* _SOURCE MATERIAL_
□ □ □

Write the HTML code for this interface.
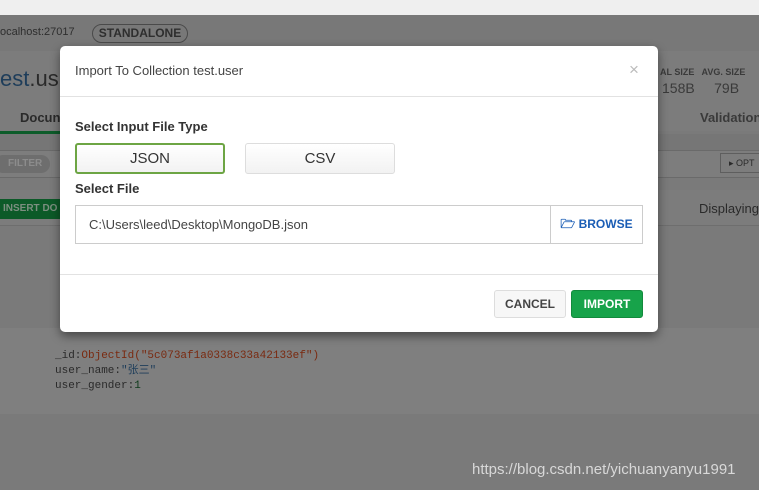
<!DOCTYPE html>
<html><head><meta charset="utf-8"><style>
*{box-sizing:border-box;margin:0;padding:0}
html,body{background:#7a7a7a}
body{width:759px;height:490px;overflow:hidden;font-family:"Liberation Sans",Arial,sans-serif;position:relative}
.abs{position:absolute}
.mono{font-family:"Liberation Mono","Noto Sans CJK SC",monospace;font-size:11px;line-height:14px;height:14px;color:#2a2a2a;white-space:nowrap}
</style></head><body>
<div class="abs" style="left:0;top:0;width:759px;height:15px;background:#efefef"></div>
<div class="abs" style="left:0;top:15px;width:759px;height:475px;background:#7a7a7a"></div>
<div class="abs" style="left:0;top:15px;width:759px;height:36px;background:#787878"></div>
<div class="abs" style="left:0;top:26px;font-size:11px;color:#2e2e2e">ocalhost:27017</div>
<div class="abs" style="left:92px;top:24px;width:96px;height:19px;border:1px solid #4a4a4a;border-radius:10px;font-size:12px;font-weight:bold;color:#2e2e2e;text-align:center;line-height:17px">STANDALONE</div>
<div class="abs" style="left:0;top:51px;width:759px;height:80px;background:#7c7c7c"></div>
<div class="abs" style="left:0;top:66px;font-size:22px;color:#2a2a2a"><span style="color:#1e3d5a">est</span>.us</div>
<div class="abs" style="left:20px;top:110px;font-size:13px;font-weight:bold;color:#2a2a2a">Docun</div>
<div class="abs" style="left:0;top:131px;width:60px;height:3px;background:#0d5c2a"></div>
<div class="abs" style="left:0;top:134px;width:759px;height:16px;background:#767676"></div>
<div class="abs" style="left:660px;top:67px;font-size:9px;font-weight:bold;color:#3a3a3a;white-space:nowrap">AL SIZE &nbsp; AVG. SIZE</div>
<div class="abs" style="left:662px;top:80px;font-size:14px;color:#3a3a3a;white-space:nowrap">158B &nbsp;&nbsp;&nbsp;&nbsp;79B</div>
<div class="abs" style="left:700px;top:110px;font-size:13px;font-weight:bold;color:#3a3a3a">Validation</div>
<div class="abs" style="left:0;top:150px;width:759px;height:28px;background:#7d7d7d;border-top:1px solid #6a6a6a;border-bottom:1px solid #6a6a6a"></div>
<div class="abs" style="left:-6px;top:155px;width:56px;height:18px;border-radius:9px;background:#6e6e6e;font-size:10px;font-weight:bold;color:#8c8c8c;line-height:18px;padding-left:14px">FILTER</div>
<div class="abs" style="left:720px;top:153px;width:50px;height:20px;border:1px solid #5e5e5e;font-size:9px;color:#2a2a2a;line-height:18px;padding-left:8px;white-space:nowrap">▸ OPT</div>
<div class="abs" style="left:0;top:190px;width:759px;height:36px;background:#7c7c7c;border-bottom:1px solid #6e6e6e"></div>
<div class="abs" style="left:0;top:199px;width:62px;height:20px;background:#0c5a28;font-size:10px;font-weight:bold;color:#7c8f80;line-height:20px;padding-left:3px;white-space:nowrap;overflow:hidden">INSERT DO</div>
<div class="abs" style="left:699px;top:201px;font-size:13px;color:#2a2a2a">Displaying</div>
<div class="abs" style="left:0;top:328px;width:759px;height:86px;background:#7f7f7f"></div>
<div class="abs mono" style="left:55px;top:349px">_id:<span style="color:#7a2a10">ObjectId("5c073af1a0338c33a42133ef")</span></div>
<div class="abs mono" style="left:55px;top:364px">user_name:<span style="color:#1e3d5a">"张三"</span></div>
<div class="abs mono" style="left:55px;top:379px">user_gender:<span style="color:#0d3a1a">1</span></div>
<div class="abs" style="left:472px;top:461px;font-size:15px;color:#d8d8d8;white-space:nowrap">https://blog.csdn.net/yichuanyanyu1991</div>

<div class="abs" style="left:60px;top:46px;width:598px;height:286px;background:#fff;border-radius:5px;box-shadow:0 4px 10px rgba(0,0,0,.45)">
 <div class="abs" style="left:15px;top:17px;font-size:13px;color:#444">Import To Collection test.user</div>
 <div class="abs" style="left:569px;top:14px;font-size:17px;color:#bbb">×</div>
 <div class="abs" style="left:0;top:50px;width:598px;height:1px;background:#e2e2e2"></div>
 <div class="abs" style="left:15px;top:73px;font-size:13px;font-weight:bold;color:#333">Select Input File Type</div>
 <div class="abs" style="left:15px;top:97px;width:150px;height:31px;border:2px solid #6da544;border-radius:3px;background:linear-gradient(#fff,#f2f2f2);font-size:15px;color:#333;text-align:center;line-height:27px">JSON</div>
 <div class="abs" style="left:185px;top:97px;width:150px;height:31px;border:1px solid #ddd;border-radius:3px;background:linear-gradient(#fff,#f2f2f2);font-size:15px;color:#333;text-align:center;line-height:29px">CSV</div>
 <div class="abs" style="left:15px;top:135px;font-size:13px;font-weight:bold;color:#333">Select File</div>
 <div class="abs" style="left:15px;top:159px;width:476px;height:39px;border:1px solid #ccc;font-size:13px;color:#444;line-height:37px;padding-left:13px">C:\Users\leed\Desktop\MongoDB.json</div>
 <div class="abs" style="left:490px;top:159px;width:93px;height:39px;border:1px solid #ccc;font-size:12px;font-weight:bold;color:#1a5db5;line-height:37px;text-align:center;white-space:nowrap">🗁 BROWSE</div>
 <div class="abs" style="left:0;top:228px;width:598px;height:1px;background:#e2e2e2"></div>
 <div class="abs" style="left:434px;top:244px;width:72px;height:28px;border:1px solid #ddd;border-radius:3px;background:#f7f7f7;font-size:12px;font-weight:bold;color:#444;text-align:center;line-height:26px">CANCEL</div>
 <div class="abs" style="left:511px;top:244px;width:72px;height:28px;border:1px solid #128a3c;border-radius:3px;background:#17a34a;font-size:12px;font-weight:bold;color:#fff;text-align:center;line-height:26px">IMPORT</div>
</div>
</body></html>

□ □ □

* _WHAT YOU WILL DO_
Quote in full the listing given above; the images are to be left out.

* _SOLUTION TO THE PROBLEM_
Write the HTML code for this interface.
<!DOCTYPE html>
<html><head><meta charset="utf-8"><style>
*{box-sizing:border-box;margin:0;padding:0}
html,body{background:#7a7a7a}
body{width:759px;height:490px;overflow:hidden;font-family:"Liberation Sans",Arial,sans-serif;position:relative}
.abs{position:absolute}
.mono{font-family:"Liberation Mono","Noto Sans CJK SC",monospace;font-size:11px;line-height:14px;height:14px;color:#2a2a2a;white-space:nowrap}
</style></head><body>
<div class="abs" style="left:0;top:0;width:759px;height:15px;background:#efefef"></div>
<div class="abs" style="left:0;top:15px;width:759px;height:475px;background:#7a7a7a"></div>
<div class="abs" style="left:0;top:15px;width:759px;height:36px;background:#787878"></div>
<div class="abs" style="left:0;top:26px;font-size:11px;color:#2e2e2e">ocalhost:27017</div>
<div class="abs" style="left:92px;top:24px;width:96px;height:19px;border:1px solid #4a4a4a;border-radius:10px;font-size:12px;font-weight:bold;color:#2e2e2e;text-align:center;line-height:17px">STANDALONE</div>
<div class="abs" style="left:0;top:51px;width:759px;height:80px;background:#7c7c7c"></div>
<div class="abs" style="left:0;top:66px;font-size:22px;color:#2a2a2a"><span style="color:#1e3d5a">est</span>.us</div>
<div class="abs" style="left:20px;top:110px;font-size:13px;font-weight:bold;color:#2a2a2a">Docun</div>
<div class="abs" style="left:0;top:131px;width:60px;height:3px;background:#0d5c2a"></div>
<div class="abs" style="left:0;top:134px;width:759px;height:16px;background:#767676"></div>
<div class="abs" style="left:660px;top:67px;font-size:9px;font-weight:bold;color:#3a3a3a;white-space:nowrap">AL SIZE &nbsp; AVG. SIZE</div>
<div class="abs" style="left:662px;top:80px;font-size:14px;color:#3a3a3a;white-space:nowrap">158B &nbsp;&nbsp;&nbsp;&nbsp;79B</div>
<div class="abs" style="left:700px;top:110px;font-size:13px;font-weight:bold;color:#3a3a3a">Validation</div>
<div class="abs" style="left:0;top:150px;width:759px;height:28px;background:#7d7d7d;border-top:1px solid #6a6a6a;border-bottom:1px solid #6a6a6a"></div>
<div class="abs" style="left:-6px;top:155px;width:56px;height:18px;border-radius:9px;background:#6e6e6e;font-size:10px;font-weight:bold;color:#8c8c8c;line-height:18px;padding-left:14px">FILTER</div>
<div class="abs" style="left:720px;top:153px;width:50px;height:20px;border:1px solid #5e5e5e;font-size:9px;color:#2a2a2a;line-height:18px;padding-left:8px;white-space:nowrap">▸ OPT</div>
<div class="abs" style="left:0;top:190px;width:759px;height:36px;background:#7c7c7c;border-bottom:1px solid #6e6e6e"></div>
<div class="abs" style="left:0;top:199px;width:62px;height:20px;background:#0c5a28;font-size:10px;font-weight:bold;color:#7c8f80;line-height:20px;padding-left:3px;white-space:nowrap;overflow:hidden">INSERT DO</div>
<div class="abs" style="left:699px;top:201px;font-size:13px;color:#2a2a2a">Displaying</div>
<div class="abs" style="left:0;top:328px;width:759px;height:86px;background:#7f7f7f"></div>
<div class="abs mono" style="left:55px;top:349px">_id:<span style="color:#7a2a10">ObjectId("5c073af1a0338c33a42133ef")</span></div>
<div class="abs mono" style="left:55px;top:364px">user_name:<span style="color:#1e3d5a">"张三"</span></div>
<div class="abs mono" style="left:55px;top:379px">user_gender:<span style="color:#0d3a1a">1</span></div>
<div class="abs" style="left:472px;top:461px;font-size:15px;color:#d8d8d8;white-space:nowrap">https://blog.csdn.net/yichuanyanyu1991</div>

<div class="abs" style="left:60px;top:46px;width:598px;height:286px;background:#fff;border-radius:5px;box-shadow:0 4px 10px rgba(0,0,0,.45)">
 <div class="abs" style="left:15px;top:17px;font-size:13px;color:#444">Import To Collection test.user</div>
 <div class="abs" style="left:569px;top:14px;font-size:17px;color:#bbb">×</div>
 <div class="abs" style="left:0;top:50px;width:598px;height:1px;background:#e2e2e2"></div>
 <div class="abs" style="left:15px;top:73px;font-size:13px;font-weight:bold;color:#333">Select Input File Type</div>
 <div class="abs" style="left:15px;top:97px;width:150px;height:31px;border:2px solid #6da544;border-radius:3px;background:linear-gradient(#fff,#f2f2f2);font-size:15px;color:#333;text-align:center;line-height:27px">JSON</div>
 <div class="abs" style="left:185px;top:97px;width:150px;height:31px;border:1px solid #ddd;border-radius:3px;background:linear-gradient(#fff,#f2f2f2);font-size:15px;color:#333;text-align:center;line-height:29px">CSV</div>
 <div class="abs" style="left:15px;top:135px;font-size:13px;font-weight:bold;color:#333">Select File</div>
 <div class="abs" style="left:15px;top:159px;width:476px;height:39px;border:1px solid #ccc;font-size:13px;color:#444;line-height:37px;padding-left:13px">C:\Users\leed\Desktop\MongoDB.json</div>
 <div class="abs" style="left:490px;top:159px;width:93px;height:39px;border:1px solid #ccc;font-size:12px;font-weight:bold;color:#1a5db5;line-height:37px;text-align:center;white-space:nowrap">🗁 BROWSE</div>
 <div class="abs" style="left:0;top:228px;width:598px;height:1px;background:#e2e2e2"></div>
 <div class="abs" style="left:434px;top:244px;width:72px;height:28px;border:1px solid #ddd;border-radius:3px;background:#f7f7f7;font-size:12px;font-weight:bold;color:#444;text-align:center;line-height:26px">CANCEL</div>
 <div class="abs" style="left:511px;top:244px;width:72px;height:28px;border:1px solid #128a3c;border-radius:3px;background:#17a34a;font-size:12px;font-weight:bold;color:#fff;text-align:center;line-height:26px">IMPORT</div>
</div>
</body></html>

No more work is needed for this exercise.